- **YOUR OBJECTIVE**: State how many lines of the entries hold the string "Clone". Reply with the number alone.

- **DATA TO USE**:

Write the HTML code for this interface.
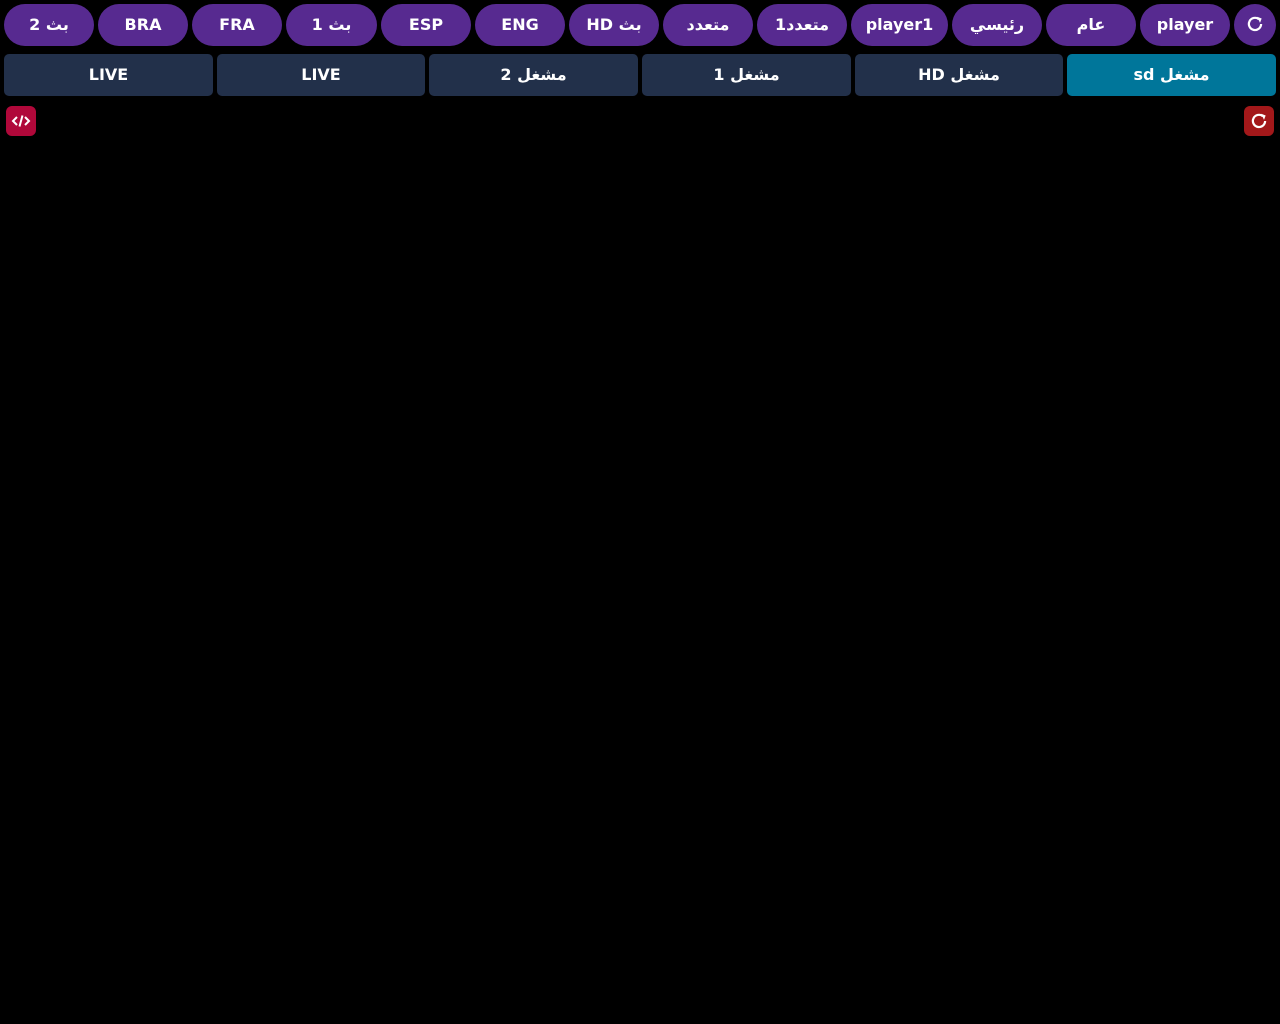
<!DOCTYPE html>
<html><head><meta charset="utf-8"><style>
body{margin:0;background:#000;width:1280px;height:1024px;overflow:hidden;font-family:"DejaVu Sans","Liberation Sans",sans-serif;font-weight:bold;color:#fff}
.p{position:absolute;top:4px;height:42px;box-sizing:border-box;padding-bottom:2px;border-radius:21px;background:#572a90;display:flex;align-items:center;justify-content:center;font-size:16px}
.b{position:absolute;top:54px;height:42px;box-sizing:border-box;padding-bottom:2px;border-radius:5px;background:#22304a;display:flex;align-items:center;justify-content:center;font-size:16px}
.s{position:absolute;top:106px;width:30px;height:30px;border-radius:6px;display:flex;align-items:center;justify-content:center}
</style></head><body>
<div class="p" style="left:1234px;width:42px"><svg width="20" height="20" viewBox="0 0 18 18"><path d="M14.5 9a5.5 5.5 0 1 1-2-4.3" fill="none" stroke="#fff" stroke-width="2"/><path d="M11 2.5l4 1.5-1.5 4z" fill="#fff"/></svg></div>
<div class="p" style="left:1140px;width:90px">player</div>
<div class="p" style="left:1046px;width:90px">عام</div>
<div class="p" style="left:952px;width:90px">رئيسي</div>
<div class="p" style="left:851px;width:97px">player1</div>
<div class="p" style="left:757px;width:90px">متعدد1</div>
<div class="p" style="left:663px;width:90px">متعدد</div>
<div class="p" style="left:569px;width:90px" dir="rtl">بث HD</div>
<div class="p" style="left:475px;width:90px">ENG</div>
<div class="p" style="left:381px;width:90px">ESP</div>
<div class="p" style="left:286px;width:91px" dir="rtl">بث 1</div>
<div class="p" style="left:192px;width:90px">FRA</div>
<div class="p" style="left:98px;width:90px">BRA</div>
<div class="p" style="left:4px;width:90px" dir="rtl">بث 2</div>
<div class="b" style="left:1067px;width:209px;background:#00769a" dir="rtl">مشغل sd</div>
<div class="b" style="left:855px;width:208px" dir="rtl">مشغل HD</div>
<div class="b" style="left:642px;width:209px" dir="rtl">مشغل 1</div>
<div class="b" style="left:429px;width:209px" dir="rtl">مشغل 2</div>
<div class="b" style="left:217px;width:208px">LIVE</div>
<div class="b" style="left:4px;width:209px">LIVE</div>
<div class="s" style="left:1244px;background:#a3181a"><svg width="20" height="20" viewBox="0 0 18 18"><path d="M14.5 9a5.5 5.5 0 1 1-2-4.3" fill="none" stroke="#fff" stroke-width="2"/><path d="M11 2.5l4 1.5-1.5 4z" fill="#fff"/></svg></div>
<div class="s" style="left:6px;background:#b0083a"><svg width="20" height="16" viewBox="0 0 20 16"><path d="M6 4L2 8l4 4M14 4l4 4-4 4M11.5 2.5l-3 11" fill="none" stroke="#fff" stroke-width="2"/></svg></div>
</body></html>
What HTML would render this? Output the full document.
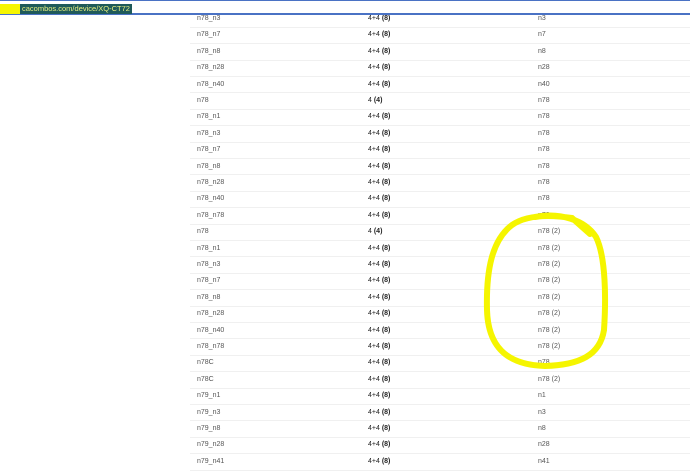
<!DOCTYPE html>
<html><head><style>
body{margin:0;width:690px;height:467px;overflow:hidden;background:#fff;font-family:"Liberation Sans",sans-serif;position:relative}
.top{position:absolute;left:0;top:0;width:690px;height:15px;background:#fff;border-top:1px solid #4a72c4;border-bottom:2px solid #4a72c4;box-sizing:border-box;z-index:2}
.hl{position:absolute;left:0;top:3px;width:110px;height:10px;background:#f5f500}
.url{position:absolute;left:20px;top:3px;height:10px;background:#1f5a5a;color:#e8f080;font-size:7.5px;line-height:10px;padding:0 2px}
.row{position:absolute;left:190px;width:500px;height:16.4px;border-bottom:1px solid #f0f0f0;font-size:7px;color:#555;box-sizing:border-box}
.row span{position:absolute;top:3.5px}
.a{left:7px}.b{left:178px;color:#222}.c{left:348px}
svg{position:absolute;left:0;top:0}
</style></head><body>
<div class="top"><div class="hl"></div><div class="url">cacombos.com/device/XQ-CT72</div></div>
<div id="t"></div>
<script>
var r=[["n78_n3","4+4 (8)","n3"],["n78_n7","4+4 (8)","n7"],["n78_n8","4+4 (8)","n8"],["n78_n28","4+4 (8)","n28"],["n78_n40","4+4 (8)","n40"],["n78","4 (4)","n78"],["n78_n1","4+4 (8)","n78"],["n78_n3","4+4 (8)","n78"],["n78_n7","4+4 (8)","n78"],["n78_n8","4+4 (8)","n78"],["n78_n28","4+4 (8)","n78"],["n78_n40","4+4 (8)","n78"],["n78_n78","4+4 (8)","n78"],["n78","4 (4)","n78 (2)"],["n78_n1","4+4 (8)","n78 (2)"],["n78_n3","4+4 (8)","n78 (2)"],["n78_n7","4+4 (8)","n78 (2)"],["n78_n8","4+4 (8)","n78 (2)"],["n78_n28","4+4 (8)","n78 (2)"],["n78_n40","4+4 (8)","n78 (2)"],["n78_n78","4+4 (8)","n78 (2)"],["n78C","4+4 (8)","n78"],["n78C","4+4 (8)","n78 (2)"],["n79_n1","4+4 (8)","n1"],["n79_n3","4+4 (8)","n3"],["n79_n8","4+4 (8)","n8"],["n79_n28","4+4 (8)","n28"],["n79_n41","4+4 (8)","n41"]];
var h="";r.forEach(function(x,i){var y=11.5+i*16.4;var b=x[1].replace(/\((\d)\)/,"<b>($1)</b>");h+='<div class="row" style="top:'+y+'px"><span class="a">'+x[0]+'</span><span class="b">'+b+'</span><span class="c">'+x[2]+'</span></div>';});
document.getElementById("t").innerHTML=h;
</script>
<svg width="690" height="467"><path d="M535 217 C560 212 585 220 596 237 C606 257 606 300 604 330 C600 355 580 365 545 366 C505 365 488 345 487 310 C486 270 492 240 512 225 C525 216 545 214 572 218 L590 234" fill="none" stroke="#f5f500" stroke-width="6" stroke-linecap="round"/></svg>
</body></html>
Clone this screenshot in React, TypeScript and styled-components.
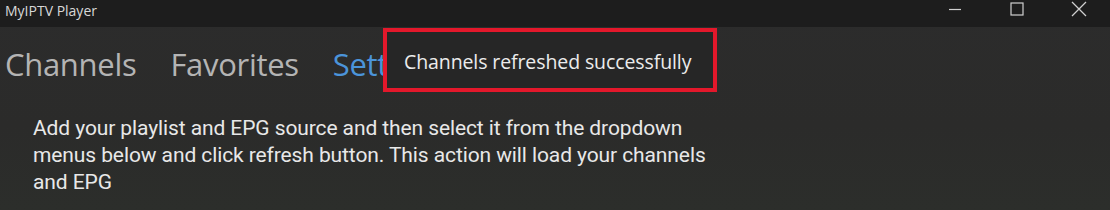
import styled, { createGlobalStyle } from "styled-components";

const Global = createGlobalStyle`
  html, body {
    margin: 0;
    padding: 0;
    background: #2a2b2a;
  }
  * {
    box-sizing: border-box;
  }
`;

const Window = styled.div`
  width: 1110px;
  height: 210px;
  overflow: hidden;
  display: flex;
  flex-direction: column;
  background: linear-gradient(180deg, #2c2c2c 0%, #2b2b2a 60%, #2c2e2b 100%);
  font-family: "Open Sans", "Noto Sans", sans-serif;
  position: relative;
`;

const TitleBar = styled.div`
  height: 27px;
  flex: none;
  display: flex;
  align-items: flex-start;
  background: #1d1d1d;
  color: #d8d8d8;
`;

const Title = styled.div`
  padding: 1px 0 0 5px;
  font-size: 14px;
  flex: 1;
`;

const Controls = styled.div`
  display: flex;
`;

const CtrlButton = styled.div`
  width: 62px;
  height: 18px;
  display: flex;
  align-items: center;
  justify-content: center;
  color: #d0d0d0;
`;

const Tabs = styled.div`
  display: flex;
  gap: 34px;
  padding: 16px 0 0 5px;
  height: 80px;
`;

const Tab = styled.div<{ $active?: boolean }>`
  font-size: 31px;
  font-weight: 400;
  letter-spacing: -0.3px;
  line-height: 42px;
  color: ${({ $active }) => ($active ? "#4b94da" : "#b4b4b4")};
`;

const Description = styled.p`
  margin: 0;
  padding: 8px 0 0 33px;
  width: 740px;
  font-family: Roboto, "Open Sans", sans-serif;
  font-size: 21px;
  line-height: 27px;
  color: #e8e8e8;
  letter-spacing: -0.1px;
`;

const Toast = styled.div`
  position: absolute;
  left: 383px;
  top: 28px;
  width: 334px;
  height: 64px;
  border: 4px solid #e3182b;
  background: #262626;
  display: flex;
  align-items: center;
  padding: 2px 0 0 17px;
  font-size: 19.5px;
  letter-spacing: -0.1px;
  color: #ececec;
`;

export default function App() {
  return (
    <>
      <Global />
      <Window>
        <TitleBar>
          <Title>MyIPTV Player</Title>
          <Controls>
            <CtrlButton>
              <svg width="14" height="14" viewBox="0 0 14 14">
                <path d="M1 7.5h12" stroke="currentColor" strokeWidth="1.2" />
              </svg>
            </CtrlButton>
            <CtrlButton>
              <svg width="14" height="14" viewBox="0 0 14 14">
                <rect x="1" y="1" width="12" height="12" fill="none" stroke="currentColor" strokeWidth="1.2" />
              </svg>
            </CtrlButton>
            <CtrlButton>
              <svg width="16" height="16" viewBox="0 0 16 16">
                <path d="M1 1L15 15M15 1L1 15" stroke="currentColor" strokeWidth="1.3" />
              </svg>
            </CtrlButton>
          </Controls>
        </TitleBar>
        <Tabs>
          <Tab>Channels</Tab>
          <Tab>Favorites</Tab>
          <Tab $active>Settings</Tab>
        </Tabs>
        <Description>
          Add your playlist and EPG source and then select it from the dropdown
          menus below and click refresh button. This action will load your
          channels and EPG
        </Description>
        <Toast>Channels refreshed successfully</Toast>
      </Window>
    </>
  );
}
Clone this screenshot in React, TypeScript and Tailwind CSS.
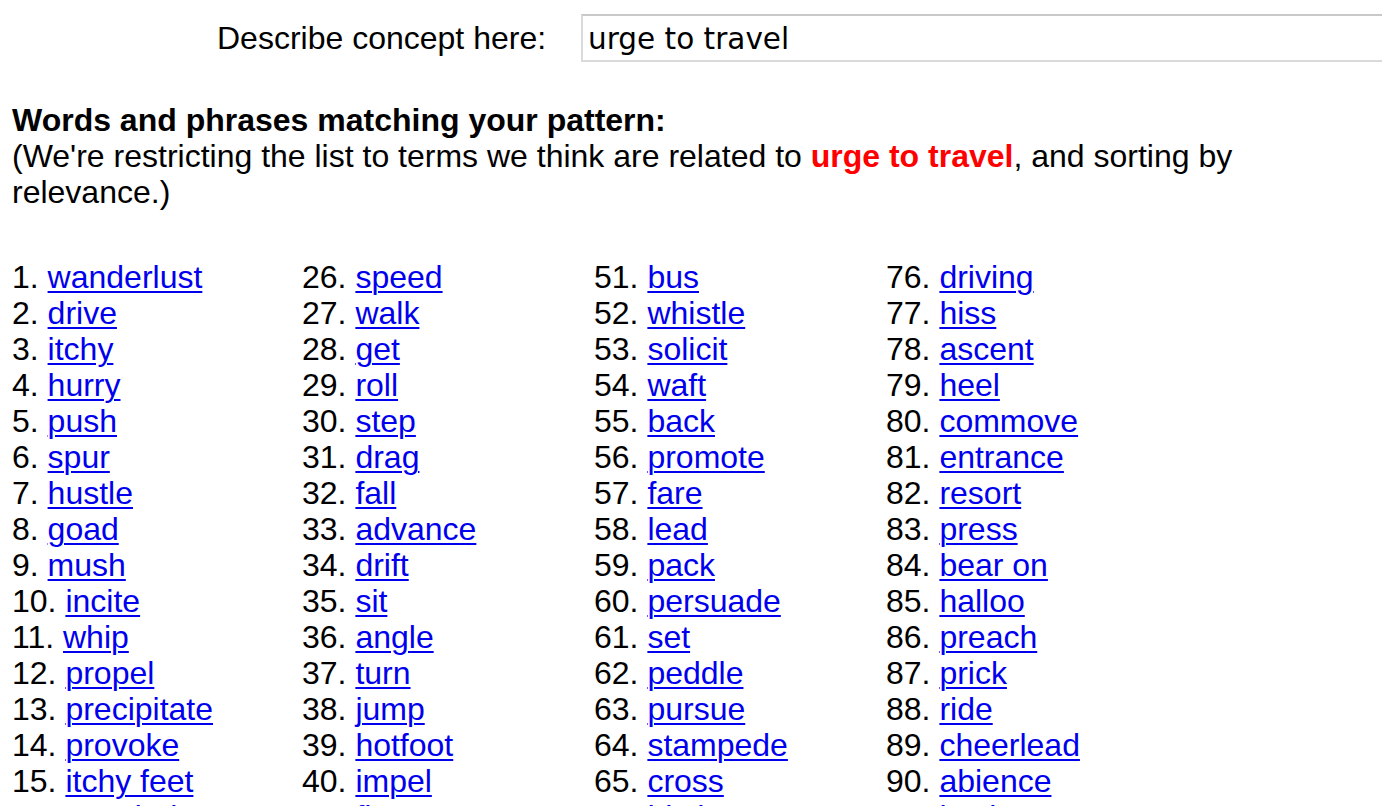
const columns: string[][] = [
  ['wanderlust', 'drive', 'itchy', 'hurry', 'push', 'spur', 'hustle', 'goad', 'mush', 'incite', 'whip', 'propel', 'precipitate', 'provoke', 'itchy feet', 'wandering'],
  ['speed', 'walk', 'get', 'roll', 'step', 'drag', 'fall', 'advance', 'drift', 'sit', 'angle', 'turn', 'jump', 'hotfoot', 'impel', 'float'],
  ['bus', 'whistle', 'solicit', 'waft', 'back', 'promote', 'fare', 'lead', 'pack', 'persuade', 'set', 'peddle', 'pursue', 'stampede', 'cross', 'hitch'],
  ['driving', 'hiss', 'ascent', 'heel', 'commove', 'entrance', 'resort', 'press', 'bear on', 'halloo', 'preach', 'prick', 'ride', 'cheerlead', 'abience', 'instinct'],
]

export default function App() {
  return (
    <div className="w-[1382px] h-[806px] overflow-hidden bg-white text-black font-['Liberation_Sans',Arial,sans-serif] text-[32px] leading-[36px]">
      {/* Concept form */}
      <div className="flex items-center pt-[14px] pl-[217px] gap-[35px]">
        <label className="whitespace-nowrap">Describe concept here:</label>
        <div className="w-[840px] shrink-0 h-[48px] flex items-center border-2 border-[#dadada] border-t-[#c8c8c8] pl-[5px] pt-[2px] bg-white">
          <span className="font-['DejaVu_Sans',Verdana,sans-serif] text-[29.5px] leading-[36px] whitespace-nowrap">urge to travel</span>
        </div>
      </div>

      {/* Intro */}
      <div className="px-3 mt-[40px]">
        <h2 className="font-bold">Words and phrases matching your pattern:</h2>
        <p className="w-[1250px]">
          (We're restricting the list to terms we think are related to{' '}
          <span className="font-bold text-[#ff0000]">urge to travel</span>, and sorting by relevance.)
        </p>
      </div>

      {/* Results */}
      <div className="grid grid-cols-[290px_292px_292px_1fr] px-3 mt-[49px]">
        {columns.map((col, ci) => (
          <div key={ci} className="flex flex-col">
            {col.map((word, i) => (
              <div key={word} className="whitespace-nowrap">
                {ci * 25 + i + 1}.{' '}
                <a href="#" className="text-[#0000ee] underline decoration-2 underline-offset-[3px]">
                  {word}
                </a>
              </div>
            ))}
          </div>
        ))}
      </div>
    </div>
  )
}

- **OUTPUT FOR THIS TASK**: 2